(Lines of data)
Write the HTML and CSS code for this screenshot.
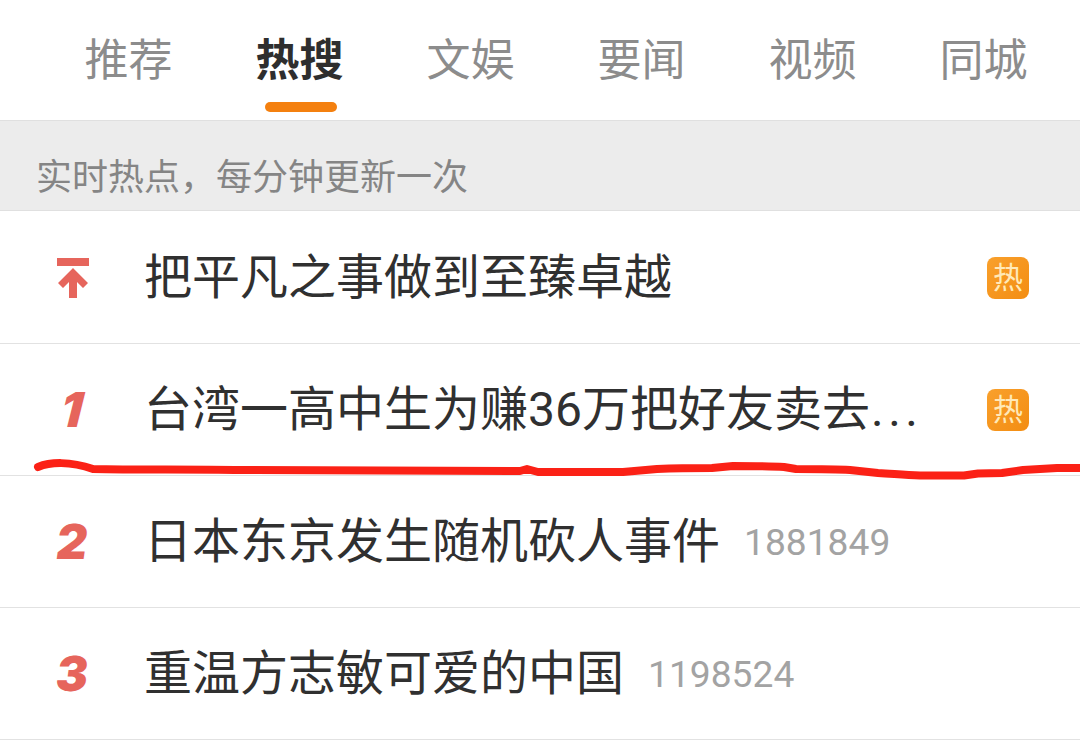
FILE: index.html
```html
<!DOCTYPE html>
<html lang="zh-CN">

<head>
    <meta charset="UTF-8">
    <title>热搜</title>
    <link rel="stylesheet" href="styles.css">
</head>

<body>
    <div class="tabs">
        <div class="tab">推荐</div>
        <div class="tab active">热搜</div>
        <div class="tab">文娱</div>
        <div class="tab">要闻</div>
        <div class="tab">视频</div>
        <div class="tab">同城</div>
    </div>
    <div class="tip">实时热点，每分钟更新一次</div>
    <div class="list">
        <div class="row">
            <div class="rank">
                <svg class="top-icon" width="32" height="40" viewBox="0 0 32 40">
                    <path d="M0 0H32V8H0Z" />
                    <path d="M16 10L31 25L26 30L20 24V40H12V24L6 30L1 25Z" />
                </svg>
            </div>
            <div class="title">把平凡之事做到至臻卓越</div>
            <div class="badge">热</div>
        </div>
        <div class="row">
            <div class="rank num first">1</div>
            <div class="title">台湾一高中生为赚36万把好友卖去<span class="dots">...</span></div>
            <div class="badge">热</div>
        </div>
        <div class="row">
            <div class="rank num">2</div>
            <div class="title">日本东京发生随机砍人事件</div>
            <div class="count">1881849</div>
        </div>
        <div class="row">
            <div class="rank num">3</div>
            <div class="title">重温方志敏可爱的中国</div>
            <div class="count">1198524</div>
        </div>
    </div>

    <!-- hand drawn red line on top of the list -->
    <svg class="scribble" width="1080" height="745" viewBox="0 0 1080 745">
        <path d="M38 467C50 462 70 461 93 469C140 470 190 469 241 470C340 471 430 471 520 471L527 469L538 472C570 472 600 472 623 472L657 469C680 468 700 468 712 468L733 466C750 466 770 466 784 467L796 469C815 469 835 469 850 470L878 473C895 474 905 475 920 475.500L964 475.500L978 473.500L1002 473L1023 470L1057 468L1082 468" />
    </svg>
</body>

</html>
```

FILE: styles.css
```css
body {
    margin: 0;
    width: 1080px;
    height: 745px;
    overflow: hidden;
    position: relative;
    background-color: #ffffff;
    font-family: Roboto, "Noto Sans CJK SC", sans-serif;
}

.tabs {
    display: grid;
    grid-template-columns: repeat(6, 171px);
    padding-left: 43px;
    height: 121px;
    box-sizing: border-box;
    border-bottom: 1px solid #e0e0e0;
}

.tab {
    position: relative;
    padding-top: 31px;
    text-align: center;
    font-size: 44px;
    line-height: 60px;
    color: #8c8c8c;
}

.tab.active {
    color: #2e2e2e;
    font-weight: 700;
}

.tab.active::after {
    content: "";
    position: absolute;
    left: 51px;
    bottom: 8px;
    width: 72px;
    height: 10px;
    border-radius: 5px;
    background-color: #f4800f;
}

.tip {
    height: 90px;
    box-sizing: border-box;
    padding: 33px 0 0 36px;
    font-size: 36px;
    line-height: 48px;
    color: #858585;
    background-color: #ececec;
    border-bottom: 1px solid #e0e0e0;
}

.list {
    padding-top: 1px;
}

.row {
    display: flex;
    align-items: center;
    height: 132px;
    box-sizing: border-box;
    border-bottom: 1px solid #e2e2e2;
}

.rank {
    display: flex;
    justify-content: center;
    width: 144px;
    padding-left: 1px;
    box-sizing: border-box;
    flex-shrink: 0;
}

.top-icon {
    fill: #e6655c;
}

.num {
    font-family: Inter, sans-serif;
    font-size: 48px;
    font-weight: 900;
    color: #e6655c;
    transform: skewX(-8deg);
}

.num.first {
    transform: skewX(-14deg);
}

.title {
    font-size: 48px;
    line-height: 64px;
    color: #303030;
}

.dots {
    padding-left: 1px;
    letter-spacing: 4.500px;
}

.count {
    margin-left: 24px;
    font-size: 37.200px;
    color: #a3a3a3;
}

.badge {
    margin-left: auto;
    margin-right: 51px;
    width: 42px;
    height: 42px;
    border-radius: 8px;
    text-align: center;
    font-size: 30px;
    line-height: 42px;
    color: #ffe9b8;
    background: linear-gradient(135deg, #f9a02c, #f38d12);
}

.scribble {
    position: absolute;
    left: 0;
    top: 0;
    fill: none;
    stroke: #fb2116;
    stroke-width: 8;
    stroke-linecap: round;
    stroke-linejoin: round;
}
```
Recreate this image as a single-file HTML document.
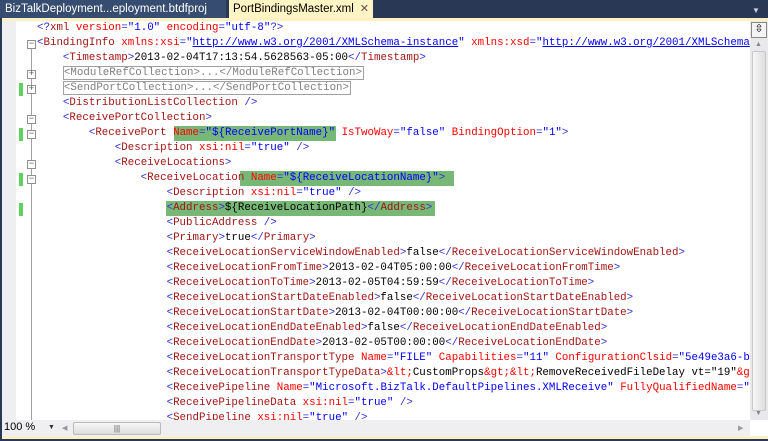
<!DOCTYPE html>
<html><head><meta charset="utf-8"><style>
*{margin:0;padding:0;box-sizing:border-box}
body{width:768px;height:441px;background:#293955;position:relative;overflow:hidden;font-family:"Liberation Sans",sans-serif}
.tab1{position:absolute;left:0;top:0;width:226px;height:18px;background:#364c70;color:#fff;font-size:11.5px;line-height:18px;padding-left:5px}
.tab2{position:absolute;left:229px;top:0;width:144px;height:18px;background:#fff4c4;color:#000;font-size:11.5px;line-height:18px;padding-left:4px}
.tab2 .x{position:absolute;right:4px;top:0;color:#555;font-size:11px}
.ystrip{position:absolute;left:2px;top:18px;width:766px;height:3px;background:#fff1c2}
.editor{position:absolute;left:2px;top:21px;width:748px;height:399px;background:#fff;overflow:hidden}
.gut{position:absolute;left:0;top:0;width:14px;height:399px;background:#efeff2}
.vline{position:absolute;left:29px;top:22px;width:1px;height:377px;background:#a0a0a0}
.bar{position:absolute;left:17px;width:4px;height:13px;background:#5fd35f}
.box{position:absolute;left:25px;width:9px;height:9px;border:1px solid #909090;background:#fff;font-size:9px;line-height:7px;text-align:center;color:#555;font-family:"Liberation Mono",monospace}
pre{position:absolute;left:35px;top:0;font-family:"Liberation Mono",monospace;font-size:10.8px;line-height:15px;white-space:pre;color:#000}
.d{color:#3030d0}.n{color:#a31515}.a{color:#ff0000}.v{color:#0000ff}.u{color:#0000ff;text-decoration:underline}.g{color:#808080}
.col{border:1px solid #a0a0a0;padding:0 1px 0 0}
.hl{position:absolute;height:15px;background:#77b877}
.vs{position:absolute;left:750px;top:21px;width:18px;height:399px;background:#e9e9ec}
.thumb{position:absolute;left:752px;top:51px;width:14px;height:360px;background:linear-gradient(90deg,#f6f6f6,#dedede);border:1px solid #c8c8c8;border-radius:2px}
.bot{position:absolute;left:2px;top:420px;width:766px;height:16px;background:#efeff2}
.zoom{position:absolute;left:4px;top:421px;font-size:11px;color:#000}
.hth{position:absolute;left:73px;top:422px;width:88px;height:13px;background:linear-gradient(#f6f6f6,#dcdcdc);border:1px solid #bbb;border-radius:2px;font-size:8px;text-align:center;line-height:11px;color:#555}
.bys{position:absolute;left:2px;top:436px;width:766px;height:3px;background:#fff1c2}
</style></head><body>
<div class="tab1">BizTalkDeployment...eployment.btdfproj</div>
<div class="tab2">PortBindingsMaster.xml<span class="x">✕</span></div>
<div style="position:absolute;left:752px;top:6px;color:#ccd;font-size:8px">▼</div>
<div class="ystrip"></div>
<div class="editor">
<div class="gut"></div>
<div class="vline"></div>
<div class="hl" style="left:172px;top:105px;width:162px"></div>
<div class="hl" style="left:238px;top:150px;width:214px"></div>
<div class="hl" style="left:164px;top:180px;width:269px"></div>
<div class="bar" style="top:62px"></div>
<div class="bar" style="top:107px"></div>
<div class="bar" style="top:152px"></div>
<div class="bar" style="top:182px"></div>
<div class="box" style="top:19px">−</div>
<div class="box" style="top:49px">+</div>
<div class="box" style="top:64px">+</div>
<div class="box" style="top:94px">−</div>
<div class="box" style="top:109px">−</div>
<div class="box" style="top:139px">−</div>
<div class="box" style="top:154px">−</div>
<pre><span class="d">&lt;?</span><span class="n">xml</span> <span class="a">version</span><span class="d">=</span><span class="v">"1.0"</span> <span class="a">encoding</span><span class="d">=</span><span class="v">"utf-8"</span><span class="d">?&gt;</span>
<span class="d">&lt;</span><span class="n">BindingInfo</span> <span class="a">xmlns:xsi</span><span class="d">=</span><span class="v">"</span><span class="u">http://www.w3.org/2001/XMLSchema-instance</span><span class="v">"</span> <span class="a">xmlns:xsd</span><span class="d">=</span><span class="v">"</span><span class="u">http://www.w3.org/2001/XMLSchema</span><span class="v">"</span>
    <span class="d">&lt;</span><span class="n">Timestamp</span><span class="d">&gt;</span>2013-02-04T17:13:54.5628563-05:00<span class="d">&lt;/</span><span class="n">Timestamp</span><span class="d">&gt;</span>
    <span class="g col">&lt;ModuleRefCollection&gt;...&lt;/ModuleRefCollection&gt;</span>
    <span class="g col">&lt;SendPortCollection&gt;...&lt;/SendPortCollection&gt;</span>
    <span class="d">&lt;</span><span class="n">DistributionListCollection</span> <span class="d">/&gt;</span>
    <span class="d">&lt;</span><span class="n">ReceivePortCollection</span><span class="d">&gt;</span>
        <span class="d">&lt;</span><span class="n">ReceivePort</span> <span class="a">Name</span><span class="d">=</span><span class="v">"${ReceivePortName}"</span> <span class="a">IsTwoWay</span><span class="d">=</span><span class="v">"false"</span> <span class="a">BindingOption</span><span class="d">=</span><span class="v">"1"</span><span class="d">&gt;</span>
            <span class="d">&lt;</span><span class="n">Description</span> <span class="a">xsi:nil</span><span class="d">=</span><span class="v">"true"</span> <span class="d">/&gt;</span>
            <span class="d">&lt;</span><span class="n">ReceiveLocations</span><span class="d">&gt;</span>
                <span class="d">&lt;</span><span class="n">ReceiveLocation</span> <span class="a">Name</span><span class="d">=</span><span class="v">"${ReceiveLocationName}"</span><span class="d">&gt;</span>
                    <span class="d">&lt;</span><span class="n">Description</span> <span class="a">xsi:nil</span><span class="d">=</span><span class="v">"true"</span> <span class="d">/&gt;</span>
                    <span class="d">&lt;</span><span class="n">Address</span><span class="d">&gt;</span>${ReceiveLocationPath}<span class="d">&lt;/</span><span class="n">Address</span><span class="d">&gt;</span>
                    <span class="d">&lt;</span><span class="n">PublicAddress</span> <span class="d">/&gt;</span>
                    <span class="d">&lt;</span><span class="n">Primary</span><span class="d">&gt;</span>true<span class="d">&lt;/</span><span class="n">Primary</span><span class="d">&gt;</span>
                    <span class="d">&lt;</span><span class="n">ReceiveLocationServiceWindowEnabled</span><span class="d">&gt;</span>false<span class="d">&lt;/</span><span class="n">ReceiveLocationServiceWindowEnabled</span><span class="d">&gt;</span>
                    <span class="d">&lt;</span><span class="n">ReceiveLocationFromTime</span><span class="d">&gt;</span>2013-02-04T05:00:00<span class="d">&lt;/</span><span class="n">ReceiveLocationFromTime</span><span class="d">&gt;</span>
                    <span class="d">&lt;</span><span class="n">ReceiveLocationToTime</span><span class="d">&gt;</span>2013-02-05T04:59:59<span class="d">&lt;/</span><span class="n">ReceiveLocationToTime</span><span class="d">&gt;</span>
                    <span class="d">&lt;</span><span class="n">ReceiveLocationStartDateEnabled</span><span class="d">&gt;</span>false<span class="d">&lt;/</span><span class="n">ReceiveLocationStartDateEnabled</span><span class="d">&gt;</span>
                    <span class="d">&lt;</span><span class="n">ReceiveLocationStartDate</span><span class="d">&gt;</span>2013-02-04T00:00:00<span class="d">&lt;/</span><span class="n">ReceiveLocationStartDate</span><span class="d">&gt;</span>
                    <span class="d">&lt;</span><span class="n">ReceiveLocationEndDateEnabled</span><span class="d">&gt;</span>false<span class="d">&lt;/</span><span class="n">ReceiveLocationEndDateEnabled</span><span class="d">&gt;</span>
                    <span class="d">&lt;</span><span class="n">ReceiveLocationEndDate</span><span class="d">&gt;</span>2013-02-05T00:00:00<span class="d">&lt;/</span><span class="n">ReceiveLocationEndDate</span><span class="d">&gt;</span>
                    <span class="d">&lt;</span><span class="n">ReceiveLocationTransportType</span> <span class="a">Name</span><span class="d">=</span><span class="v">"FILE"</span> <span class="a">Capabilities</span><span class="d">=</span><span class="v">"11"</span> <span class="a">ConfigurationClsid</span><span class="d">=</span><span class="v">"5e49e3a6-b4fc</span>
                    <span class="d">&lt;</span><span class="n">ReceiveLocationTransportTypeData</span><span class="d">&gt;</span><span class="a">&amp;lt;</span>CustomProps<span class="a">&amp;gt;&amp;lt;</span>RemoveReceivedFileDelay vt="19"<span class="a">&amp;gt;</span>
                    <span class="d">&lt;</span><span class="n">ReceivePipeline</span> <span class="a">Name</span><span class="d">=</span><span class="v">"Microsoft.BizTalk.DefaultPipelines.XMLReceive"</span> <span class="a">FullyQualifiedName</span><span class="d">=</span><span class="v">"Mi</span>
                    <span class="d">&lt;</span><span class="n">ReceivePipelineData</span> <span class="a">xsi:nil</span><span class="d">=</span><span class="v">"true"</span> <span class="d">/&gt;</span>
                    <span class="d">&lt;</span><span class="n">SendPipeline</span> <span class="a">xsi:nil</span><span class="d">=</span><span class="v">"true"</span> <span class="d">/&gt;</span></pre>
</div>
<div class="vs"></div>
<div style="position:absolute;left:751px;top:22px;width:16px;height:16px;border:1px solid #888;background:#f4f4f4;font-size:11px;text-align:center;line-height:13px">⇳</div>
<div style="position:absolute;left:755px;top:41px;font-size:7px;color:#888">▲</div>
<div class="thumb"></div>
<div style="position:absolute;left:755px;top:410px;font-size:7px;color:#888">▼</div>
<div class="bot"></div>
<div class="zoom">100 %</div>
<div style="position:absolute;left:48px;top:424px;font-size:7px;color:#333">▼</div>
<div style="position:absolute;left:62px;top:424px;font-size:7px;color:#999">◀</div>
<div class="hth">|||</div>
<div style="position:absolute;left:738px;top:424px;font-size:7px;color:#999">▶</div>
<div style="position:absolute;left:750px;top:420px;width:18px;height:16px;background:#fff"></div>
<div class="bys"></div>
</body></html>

__Set problem__:
Above are the records. Identify each line that contains the word "this".

__Output of the task__:
Write the HTML and CSS code for this screenshot.
Recreate this image as a single-file HTML document.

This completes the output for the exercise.